Rows from a dataset of pages and code

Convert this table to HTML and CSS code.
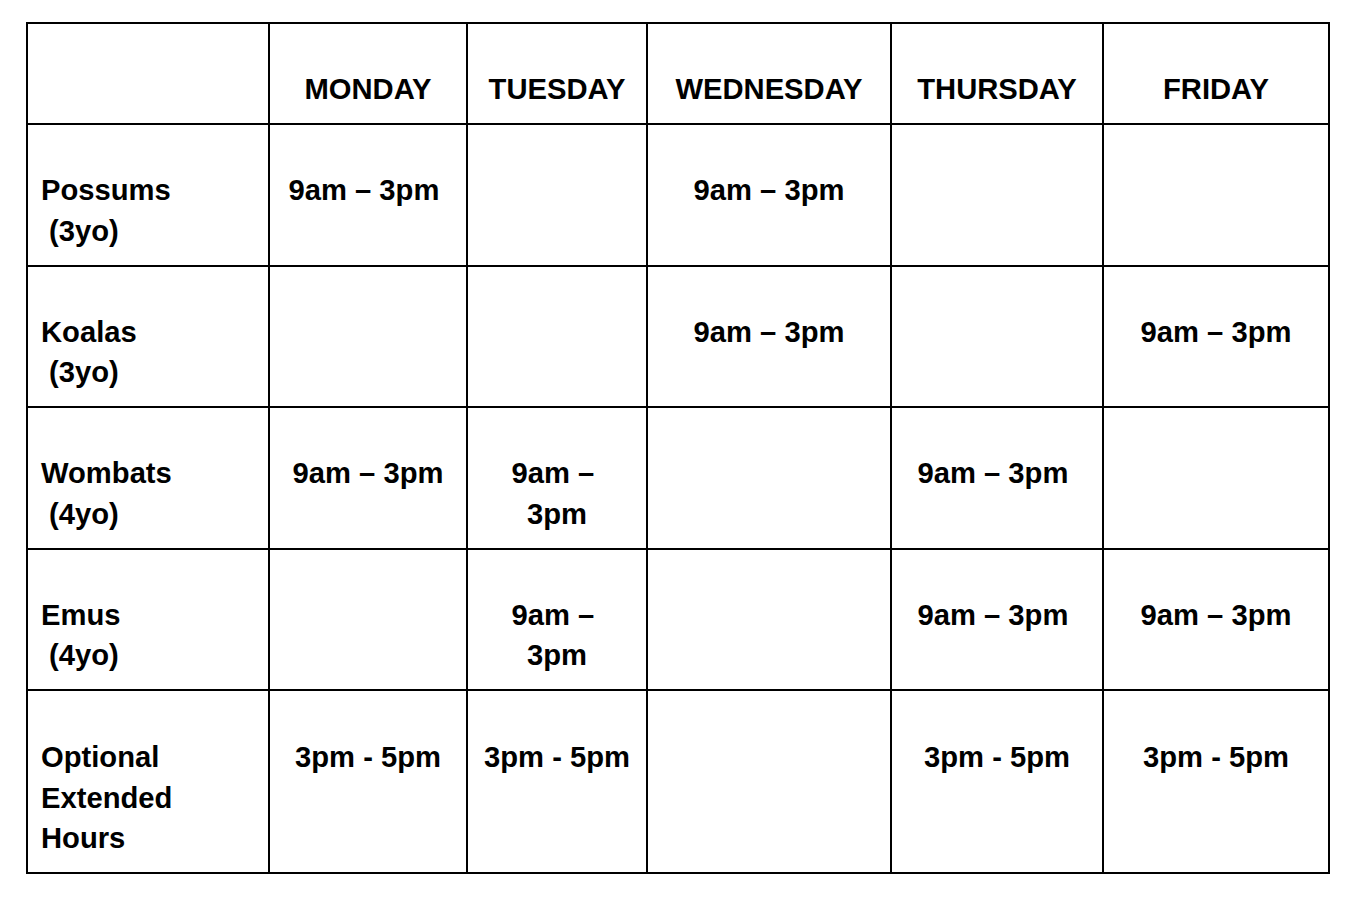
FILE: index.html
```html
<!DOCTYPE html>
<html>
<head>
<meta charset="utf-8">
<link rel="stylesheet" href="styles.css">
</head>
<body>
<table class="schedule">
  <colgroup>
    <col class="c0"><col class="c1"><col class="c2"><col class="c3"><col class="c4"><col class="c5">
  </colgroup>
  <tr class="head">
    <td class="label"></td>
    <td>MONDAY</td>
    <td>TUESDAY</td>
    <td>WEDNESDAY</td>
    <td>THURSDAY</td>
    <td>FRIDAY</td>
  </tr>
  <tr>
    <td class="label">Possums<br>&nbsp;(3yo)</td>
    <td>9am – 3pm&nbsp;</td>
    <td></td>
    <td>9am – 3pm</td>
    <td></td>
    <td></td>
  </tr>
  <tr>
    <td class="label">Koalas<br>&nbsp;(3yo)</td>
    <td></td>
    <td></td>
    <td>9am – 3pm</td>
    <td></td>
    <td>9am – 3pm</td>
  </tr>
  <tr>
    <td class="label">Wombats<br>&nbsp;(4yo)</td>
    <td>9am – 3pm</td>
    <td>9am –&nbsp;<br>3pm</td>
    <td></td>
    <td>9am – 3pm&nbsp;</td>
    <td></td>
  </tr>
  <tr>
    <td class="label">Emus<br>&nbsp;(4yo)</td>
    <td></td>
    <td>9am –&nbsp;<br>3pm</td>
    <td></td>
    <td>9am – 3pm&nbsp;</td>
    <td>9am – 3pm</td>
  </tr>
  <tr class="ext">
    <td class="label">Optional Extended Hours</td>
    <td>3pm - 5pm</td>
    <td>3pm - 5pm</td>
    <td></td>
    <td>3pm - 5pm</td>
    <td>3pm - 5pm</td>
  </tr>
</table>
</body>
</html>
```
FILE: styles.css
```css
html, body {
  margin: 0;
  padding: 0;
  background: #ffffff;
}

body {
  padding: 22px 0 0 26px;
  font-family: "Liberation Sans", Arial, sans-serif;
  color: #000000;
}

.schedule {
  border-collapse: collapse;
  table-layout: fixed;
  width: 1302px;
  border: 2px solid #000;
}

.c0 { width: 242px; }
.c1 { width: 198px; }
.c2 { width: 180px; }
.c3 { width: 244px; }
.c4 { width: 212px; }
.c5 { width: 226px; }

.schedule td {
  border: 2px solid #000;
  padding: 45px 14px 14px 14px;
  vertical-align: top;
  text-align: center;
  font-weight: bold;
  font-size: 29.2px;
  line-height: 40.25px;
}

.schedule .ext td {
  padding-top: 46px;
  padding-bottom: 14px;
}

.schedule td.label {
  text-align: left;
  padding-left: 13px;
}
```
==
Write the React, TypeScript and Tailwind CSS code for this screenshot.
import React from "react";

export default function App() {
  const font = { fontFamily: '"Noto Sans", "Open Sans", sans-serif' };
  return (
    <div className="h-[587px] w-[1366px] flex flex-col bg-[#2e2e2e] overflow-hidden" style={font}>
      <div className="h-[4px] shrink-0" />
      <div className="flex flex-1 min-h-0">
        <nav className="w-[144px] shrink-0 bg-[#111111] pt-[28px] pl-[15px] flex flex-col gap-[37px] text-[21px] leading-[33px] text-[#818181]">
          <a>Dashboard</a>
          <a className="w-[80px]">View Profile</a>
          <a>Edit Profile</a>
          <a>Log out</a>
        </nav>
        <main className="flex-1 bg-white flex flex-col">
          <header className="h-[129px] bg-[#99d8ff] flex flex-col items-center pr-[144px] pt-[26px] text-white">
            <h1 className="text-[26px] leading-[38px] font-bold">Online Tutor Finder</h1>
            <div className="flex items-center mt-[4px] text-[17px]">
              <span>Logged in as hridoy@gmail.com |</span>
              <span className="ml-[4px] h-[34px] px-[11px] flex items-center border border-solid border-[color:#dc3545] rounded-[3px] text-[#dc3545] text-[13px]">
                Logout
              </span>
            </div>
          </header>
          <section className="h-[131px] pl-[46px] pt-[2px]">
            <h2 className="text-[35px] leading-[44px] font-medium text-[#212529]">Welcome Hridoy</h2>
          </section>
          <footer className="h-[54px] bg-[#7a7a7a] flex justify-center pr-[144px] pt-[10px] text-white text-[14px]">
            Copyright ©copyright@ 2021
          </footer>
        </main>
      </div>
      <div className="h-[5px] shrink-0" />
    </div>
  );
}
---
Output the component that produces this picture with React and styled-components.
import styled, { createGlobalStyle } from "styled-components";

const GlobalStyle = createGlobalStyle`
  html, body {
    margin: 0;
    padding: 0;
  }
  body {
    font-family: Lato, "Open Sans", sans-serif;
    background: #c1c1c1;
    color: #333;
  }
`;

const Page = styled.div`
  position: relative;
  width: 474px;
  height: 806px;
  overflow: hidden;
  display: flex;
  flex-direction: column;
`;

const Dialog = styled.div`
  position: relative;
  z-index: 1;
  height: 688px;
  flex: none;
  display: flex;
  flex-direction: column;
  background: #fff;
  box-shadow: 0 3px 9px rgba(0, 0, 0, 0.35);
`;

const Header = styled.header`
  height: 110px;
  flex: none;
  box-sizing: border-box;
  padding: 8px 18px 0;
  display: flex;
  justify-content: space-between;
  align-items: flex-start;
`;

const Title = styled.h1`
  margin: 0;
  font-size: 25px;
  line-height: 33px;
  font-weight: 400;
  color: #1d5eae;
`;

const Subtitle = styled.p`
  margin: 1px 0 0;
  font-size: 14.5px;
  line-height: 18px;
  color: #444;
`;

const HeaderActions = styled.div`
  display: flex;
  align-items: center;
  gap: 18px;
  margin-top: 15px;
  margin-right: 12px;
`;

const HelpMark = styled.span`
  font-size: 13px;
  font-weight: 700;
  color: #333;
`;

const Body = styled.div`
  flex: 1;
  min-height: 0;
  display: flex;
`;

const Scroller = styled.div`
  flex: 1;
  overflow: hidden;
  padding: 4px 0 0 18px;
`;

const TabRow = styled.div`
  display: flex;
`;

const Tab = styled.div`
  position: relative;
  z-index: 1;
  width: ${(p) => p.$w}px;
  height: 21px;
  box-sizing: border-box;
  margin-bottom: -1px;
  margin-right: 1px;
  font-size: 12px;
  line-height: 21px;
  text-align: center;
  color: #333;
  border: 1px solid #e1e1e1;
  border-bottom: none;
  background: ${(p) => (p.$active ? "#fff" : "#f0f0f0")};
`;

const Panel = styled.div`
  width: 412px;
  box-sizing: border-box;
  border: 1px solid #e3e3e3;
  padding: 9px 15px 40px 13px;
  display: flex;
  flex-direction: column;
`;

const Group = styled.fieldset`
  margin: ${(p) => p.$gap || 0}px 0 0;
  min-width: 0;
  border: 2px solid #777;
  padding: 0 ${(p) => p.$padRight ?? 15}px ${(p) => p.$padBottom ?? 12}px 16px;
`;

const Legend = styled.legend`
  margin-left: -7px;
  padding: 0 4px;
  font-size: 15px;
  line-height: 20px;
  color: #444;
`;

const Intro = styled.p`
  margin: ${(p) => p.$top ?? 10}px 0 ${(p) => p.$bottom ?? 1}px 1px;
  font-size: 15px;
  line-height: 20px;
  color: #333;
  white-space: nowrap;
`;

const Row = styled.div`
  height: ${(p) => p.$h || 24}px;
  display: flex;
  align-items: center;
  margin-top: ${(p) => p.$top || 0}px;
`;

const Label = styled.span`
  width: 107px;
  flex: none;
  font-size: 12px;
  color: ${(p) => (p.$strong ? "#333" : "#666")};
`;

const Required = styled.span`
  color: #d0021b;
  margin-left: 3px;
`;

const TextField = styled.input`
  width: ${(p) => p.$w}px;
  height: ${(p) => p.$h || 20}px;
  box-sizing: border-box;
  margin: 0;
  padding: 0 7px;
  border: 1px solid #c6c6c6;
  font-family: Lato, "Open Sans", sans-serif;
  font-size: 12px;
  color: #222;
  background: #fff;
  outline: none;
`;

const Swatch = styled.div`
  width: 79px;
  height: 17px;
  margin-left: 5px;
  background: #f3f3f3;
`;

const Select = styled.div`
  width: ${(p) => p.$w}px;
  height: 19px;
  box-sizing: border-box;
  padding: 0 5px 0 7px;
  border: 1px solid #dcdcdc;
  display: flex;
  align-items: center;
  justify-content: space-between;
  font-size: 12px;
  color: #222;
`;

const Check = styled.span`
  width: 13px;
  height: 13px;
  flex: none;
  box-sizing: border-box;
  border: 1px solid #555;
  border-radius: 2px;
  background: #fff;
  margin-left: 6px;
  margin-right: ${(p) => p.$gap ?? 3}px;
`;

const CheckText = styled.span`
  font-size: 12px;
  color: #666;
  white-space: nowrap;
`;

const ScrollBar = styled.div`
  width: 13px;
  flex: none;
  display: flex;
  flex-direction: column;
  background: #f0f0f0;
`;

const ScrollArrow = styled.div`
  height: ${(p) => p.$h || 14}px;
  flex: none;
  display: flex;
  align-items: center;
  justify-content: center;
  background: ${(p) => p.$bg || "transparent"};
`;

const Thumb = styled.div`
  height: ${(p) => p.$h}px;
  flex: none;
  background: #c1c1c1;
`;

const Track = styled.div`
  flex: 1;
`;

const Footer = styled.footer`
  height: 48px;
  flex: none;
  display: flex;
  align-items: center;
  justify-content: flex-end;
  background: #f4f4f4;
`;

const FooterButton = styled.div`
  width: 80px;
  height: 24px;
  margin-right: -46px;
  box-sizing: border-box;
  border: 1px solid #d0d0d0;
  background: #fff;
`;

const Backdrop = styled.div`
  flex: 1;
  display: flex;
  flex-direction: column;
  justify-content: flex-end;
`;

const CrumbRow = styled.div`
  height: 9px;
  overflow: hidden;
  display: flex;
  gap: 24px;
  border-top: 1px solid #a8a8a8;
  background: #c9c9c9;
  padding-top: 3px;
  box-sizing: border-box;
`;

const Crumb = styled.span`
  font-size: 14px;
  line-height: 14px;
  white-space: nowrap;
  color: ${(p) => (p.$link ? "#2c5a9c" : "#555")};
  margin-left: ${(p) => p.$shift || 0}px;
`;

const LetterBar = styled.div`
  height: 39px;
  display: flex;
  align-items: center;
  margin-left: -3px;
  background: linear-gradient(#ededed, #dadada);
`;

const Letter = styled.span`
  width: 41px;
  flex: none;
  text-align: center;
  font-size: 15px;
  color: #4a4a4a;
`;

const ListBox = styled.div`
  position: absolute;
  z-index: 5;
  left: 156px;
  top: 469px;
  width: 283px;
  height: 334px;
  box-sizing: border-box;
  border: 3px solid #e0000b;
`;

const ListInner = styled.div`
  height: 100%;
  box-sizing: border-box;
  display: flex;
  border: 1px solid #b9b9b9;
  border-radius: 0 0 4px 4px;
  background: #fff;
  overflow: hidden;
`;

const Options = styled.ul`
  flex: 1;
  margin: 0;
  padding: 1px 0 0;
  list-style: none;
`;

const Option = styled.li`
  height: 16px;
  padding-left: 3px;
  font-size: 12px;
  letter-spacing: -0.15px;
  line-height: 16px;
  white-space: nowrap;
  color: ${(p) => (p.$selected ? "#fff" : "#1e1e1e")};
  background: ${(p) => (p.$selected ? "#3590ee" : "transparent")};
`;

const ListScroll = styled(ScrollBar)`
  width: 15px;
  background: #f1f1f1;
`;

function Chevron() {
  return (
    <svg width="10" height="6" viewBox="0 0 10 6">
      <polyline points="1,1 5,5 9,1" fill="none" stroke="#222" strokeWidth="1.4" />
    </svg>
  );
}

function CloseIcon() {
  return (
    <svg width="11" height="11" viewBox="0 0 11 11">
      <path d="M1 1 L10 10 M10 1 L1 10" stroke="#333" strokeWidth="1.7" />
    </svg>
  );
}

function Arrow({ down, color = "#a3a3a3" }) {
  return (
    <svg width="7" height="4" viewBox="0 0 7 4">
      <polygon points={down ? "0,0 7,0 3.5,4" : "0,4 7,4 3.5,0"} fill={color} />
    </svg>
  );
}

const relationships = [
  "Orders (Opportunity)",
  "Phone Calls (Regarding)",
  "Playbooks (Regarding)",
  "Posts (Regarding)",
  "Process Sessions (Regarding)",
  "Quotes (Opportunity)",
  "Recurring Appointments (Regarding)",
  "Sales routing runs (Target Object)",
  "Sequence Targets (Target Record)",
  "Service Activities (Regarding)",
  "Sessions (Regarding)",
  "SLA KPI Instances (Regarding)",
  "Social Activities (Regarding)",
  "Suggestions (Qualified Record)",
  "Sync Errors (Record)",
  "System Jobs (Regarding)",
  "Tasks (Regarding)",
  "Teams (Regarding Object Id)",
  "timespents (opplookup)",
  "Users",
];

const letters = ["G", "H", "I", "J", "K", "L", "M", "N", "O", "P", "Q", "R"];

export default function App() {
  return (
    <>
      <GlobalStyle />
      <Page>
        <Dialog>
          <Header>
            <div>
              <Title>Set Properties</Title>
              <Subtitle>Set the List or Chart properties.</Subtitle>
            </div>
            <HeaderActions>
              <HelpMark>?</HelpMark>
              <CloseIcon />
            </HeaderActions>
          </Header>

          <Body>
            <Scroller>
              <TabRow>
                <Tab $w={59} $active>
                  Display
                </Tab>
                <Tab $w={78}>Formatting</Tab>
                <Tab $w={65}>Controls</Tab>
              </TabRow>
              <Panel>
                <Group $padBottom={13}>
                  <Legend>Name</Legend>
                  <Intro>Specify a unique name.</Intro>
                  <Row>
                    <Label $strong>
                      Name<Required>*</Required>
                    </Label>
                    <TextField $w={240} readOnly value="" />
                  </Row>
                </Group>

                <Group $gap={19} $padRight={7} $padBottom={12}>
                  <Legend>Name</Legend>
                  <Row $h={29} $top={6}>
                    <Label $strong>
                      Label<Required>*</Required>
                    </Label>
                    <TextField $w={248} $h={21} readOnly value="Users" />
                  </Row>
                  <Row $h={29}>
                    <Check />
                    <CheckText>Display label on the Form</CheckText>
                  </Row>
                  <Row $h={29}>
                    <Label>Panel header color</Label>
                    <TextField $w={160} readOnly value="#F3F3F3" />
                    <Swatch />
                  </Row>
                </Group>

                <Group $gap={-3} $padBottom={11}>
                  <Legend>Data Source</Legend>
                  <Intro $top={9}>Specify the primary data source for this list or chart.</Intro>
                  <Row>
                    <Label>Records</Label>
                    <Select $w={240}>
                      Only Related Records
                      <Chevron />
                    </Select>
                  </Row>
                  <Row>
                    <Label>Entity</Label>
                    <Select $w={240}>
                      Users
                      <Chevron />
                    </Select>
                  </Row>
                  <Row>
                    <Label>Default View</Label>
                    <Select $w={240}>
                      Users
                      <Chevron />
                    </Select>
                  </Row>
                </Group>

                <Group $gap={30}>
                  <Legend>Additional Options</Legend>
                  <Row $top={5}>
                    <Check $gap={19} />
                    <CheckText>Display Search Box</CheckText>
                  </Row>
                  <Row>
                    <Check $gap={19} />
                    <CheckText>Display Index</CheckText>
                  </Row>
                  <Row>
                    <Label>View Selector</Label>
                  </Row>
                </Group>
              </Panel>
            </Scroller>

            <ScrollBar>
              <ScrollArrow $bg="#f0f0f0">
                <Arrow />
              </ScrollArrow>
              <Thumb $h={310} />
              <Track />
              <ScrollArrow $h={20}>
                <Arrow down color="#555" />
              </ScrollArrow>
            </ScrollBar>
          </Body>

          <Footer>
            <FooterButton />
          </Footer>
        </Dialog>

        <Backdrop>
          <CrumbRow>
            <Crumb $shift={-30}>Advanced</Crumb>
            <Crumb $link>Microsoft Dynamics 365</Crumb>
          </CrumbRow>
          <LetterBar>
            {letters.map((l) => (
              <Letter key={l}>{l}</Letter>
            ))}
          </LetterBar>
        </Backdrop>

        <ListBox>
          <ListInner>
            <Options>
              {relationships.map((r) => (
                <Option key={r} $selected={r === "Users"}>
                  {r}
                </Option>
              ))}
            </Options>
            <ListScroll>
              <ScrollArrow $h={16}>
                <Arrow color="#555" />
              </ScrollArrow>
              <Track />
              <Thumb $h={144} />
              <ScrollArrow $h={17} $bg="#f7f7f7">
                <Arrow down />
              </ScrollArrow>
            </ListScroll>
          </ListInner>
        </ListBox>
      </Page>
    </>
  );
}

• _Exercise prompt_:
From the records above, print exactly the lines that run from the line with "Write the React, TypeScript" to the line with "import React from", inclusive.

• _Task output_:
Write the React, TypeScript and Tailwind CSS code for this screenshot.
import React from "react";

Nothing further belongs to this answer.